“She from the hospital, woman!”
“What hospital?”
“Ms. Smith?” She quieted and glanced over at me.
“Get the fuck outta here, Terrence.” She slapped at the inspector’s leg.
“I’m going, but I’m getting paid first.” He walked to me, smiling as if he’d just won the lottery.
I pulled the hundred-dollar bill from my pocket but didn’t hand it over yet. “Don’t let anything happen to my car.”
“That wasn’t part of the deal.” He frowned.
“I’m making it part of the deal. Got it?”
“Shit.” He held his hand out, the palm crisscrossed with deep wrinkles. “I won’t touch it.”
“You better not, Terrence.” I held out the bill. “I’m tight with NOPD, and now I have a name to track you down by.”
He snatched the bill from my hand and walked away. “Nice doing business, rich bitch.”
I hit the lock button on my car again, just to make sure, and focused on Ginger Smith. “Ms.

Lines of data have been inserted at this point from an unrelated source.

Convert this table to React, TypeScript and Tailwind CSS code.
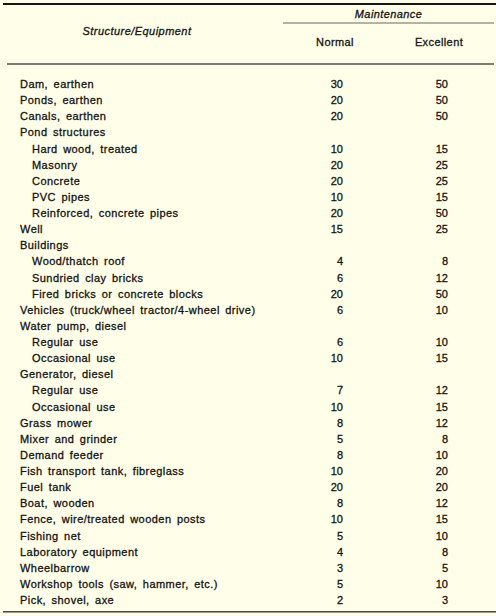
import React from "react";

type Row = [string, string, string, number];

const rows: Row[] = [
  ["Dam, earthen", "30", "50", 0],
  ["Ponds, earthen", "20", "50", 0],
  ["Canals, earthen", "20", "50", 0],
  ["Pond structures", "", "", 0],
  ["Hard wood, treated", "10", "15", 1],
  ["Masonry", "20", "25", 1],
  ["Concrete", "20", "25", 1],
  ["PVC pipes", "10", "15", 1],
  ["Reinforced, concrete pipes", "20", "50", 1],
  ["Well", "15", "25", 0],
  ["Buildings", "", "", 0],
  ["Wood/thatch roof", "4", "8", 1],
  ["Sundried clay bricks", "6", "12", 1],
  ["Fired bricks or concrete blocks", "20", "50", 1],
  ["Vehicles (truck/wheel tractor/4-wheel drive)", "6", "10", 0],
  ["Water pump, diesel", "", "", 0],
  ["Regular use", "6", "10", 1],
  ["Occasional use", "10", "15", 1],
  ["Generator, diesel", "", "", 0],
  ["Regular use", "7", "12", 1],
  ["Occasional use", "10", "15", 1],
  ["Grass mower", "8", "12", 0],
  ["Mixer and grinder", "5", "8", 0],
  ["Demand feeder", "8", "10", 0],
  ["Fish transport tank, fibreglass", "10", "20", 0],
  ["Fuel tank", "20", "20", 0],
  ["Boat, wooden", "8", "12", 0],
  ["Fence, wire/treated wooden posts", "10", "15", 0],
  ["Fishing net", "5", "10", 0],
  ["Laboratory equipment", "4", "8", 0],
  ["Wheelbarrow", "3", "5", 0],
  ["Workshop tools (saw, hammer, etc.)", "5", "10", 0],
  ["Pick, shovel, axe", "2", "3", 0],
];

export default function App() {
  return (
    <div
      className="w-[496px] h-[616px] bg-[#fffee9] text-[#141414] text-[11px] overflow-hidden pt-[3px] [-webkit-text-stroke:0.3px_#141414]"
      style={{ fontFamily: '"Liberation Sans", Arial, sans-serif' }}
    >
      <div className="ml-[3px] h-[2px] bg-[#161616]" />
      <div className="grid grid-cols-[283px_211px] h-[58px]">
        <div className="flex justify-center pt-[18px] pr-[9px]">
          <span className="italic leading-[16px] tracking-[0.45px] [word-spacing:2px]">
            Structure/Equipment
          </span>
        </div>
        <div className="flex flex-col">
          <div className="h-[17px] pt-[1px] flex justify-center italic leading-[16px] tracking-[0.4px]">
            Maintenance
          </div>
          <div className="h-[2px] bg-[#b3b2a4]" />
          <div className="grid grid-cols-[104px_104px] pt-[10px]">
            <div className="text-center leading-[16px] tracking-[0.4px]">Normal</div>
            <div className="text-center leading-[16px] tracking-[0.4px]">Excellent</div>
          </div>
        </div>
      </div>
      <div className="ml-[7px] mr-[2px] h-[2px] bg-[#7d7c72]" />
      <div className="flex flex-col pt-[11px]">
        {rows.map((r, i) => (
          <div key={i} className="grid grid-cols-[300px_43px_105px] h-[16.125px] leading-[16px]">
            <div
              className={
                (r[3] ? "pl-[32px]" : "pl-[20px]") +
                " whitespace-nowrap tracking-[0.45px] [word-spacing:2px]"
              }
            >
              {r[0]}
            </div>
            <div className="text-right">{r[1]}</div>
            <div className="text-right">{r[2]}</div>
          </div>
        ))}
      </div>
      <div className="mt-[3px] ml-[3px]">
        <div className="h-[1px] bg-[#4a4a4a]" />
        <div className="h-[1px] bg-[#9a9a90]" />
      </div>
    </div>
  );
}
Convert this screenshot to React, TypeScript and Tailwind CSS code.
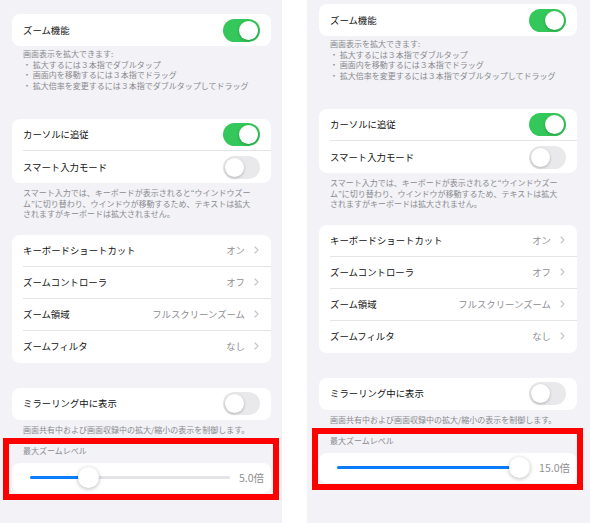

Smith?”
“Yeah?” She leaned back and pulled a dirty white sheet over her lower half. “You from the hospital? What you want?”
I squatted down to her level. “I’m not really from the hospital. Sorry about that. I’m an attorney.”
She crossed her thin arms over her chest. She was like a frail bird, far too thin. Tracks marked her arms, and her cheeks were hollowed out. “What you want?”
“You aren’t in trouble. I just wanted to ask you about something that happened a few months ago at a halfway house near here. You got hurt?”
She laughed, the sound harsh and grating. “I get hurt a lot. You gonna need to be more specific.”
“A man was arrested for hurting you. Rowan Ellis? And there maybe was another man. Tyler Graves? Or maybe a Gene Rourke?” I pulled Rowan’s mug shot and then Tyler’s up on my phone and showed them to her. She flinched when she saw Tyler’s face.
“You know him?”
She shuddered and drew her knees up. “You need to leave.” Her dark eyes watered.
“What did he do?”
“Go.” She turned her face away from me.
I dug in my bag, pulling out the last cash I had—two twenties. “I can pay for information.” I held my hand out.
She slapped my wrist away. “Money don’t help dead people. Get the fuck out of my house.”
I recoiled at her sudden anger. “Please, I’m just trying to—”
“You just trying to get me killed. You just trying to get you killed.” She turned back to me, a tear rolling down her gaunt cheek.
I dropped all the way to my knees, the rotten wood sagging under my weight. “Please, just tell me what you know.”
“I’ll say this, and then you need to get the fuck out, rich bitch.” She wiped her tear away with the back of her hand. “They will cut you and they will kill you and no one will ever find you. Leave.”
“Who?” I held the twenties out again.
She seemed to wrestle with hitting my hand away again, but then let out a long, defeated sigh. “Tyler and Chip.” Lifting her shirt to her protruding ribs, she showed me a mark. I leaned closer. It was the outline of some sort of animal, made entirely of scars. Someone had carved it into her flesh. She dropped her shirt and snatched the money.
“Now get out!” Her scream was like a bomb blast, sudden and intense.
I fell back and scrambled up.
“Out! Out! Out!”
I backed away, my heart slamming into my ribs, and turned to run. My heel caught in the floor, and I fell against the wall. Ripping my shoe free, I careened out the front door, down the steps, and into my car. The men were nowhere to be seen as I cranked it up and squealed tires out of the neighborhood.
“You what!” Mr. Granade slammed his palm on his desk and stood, leaning over and boring into me with his eyes.
I cringed back in my chair. “I, well, I thought I would follow up on that lead, so I—”
“So you went to a dangerous neighborhood all alone and spoke to a hooker and God knows what other sort of shady characters?”
I shrugged. “I was just trying to follow up, do a good investigation. Also, I’ll need the firm to reimburse me for the one hundred and forty dollars I paid for the information.”
“Goddammit, Caroline, this isn’t a joke!” he roared.
Shirley came to the door, glanced at me with a dark look, and pulled it closed.
“You can’t just go out on your own like that.” He seemed to wrestle with getting his voice to a normal level, though his eyes still burned. “Do you have any idea what could have happened to you?”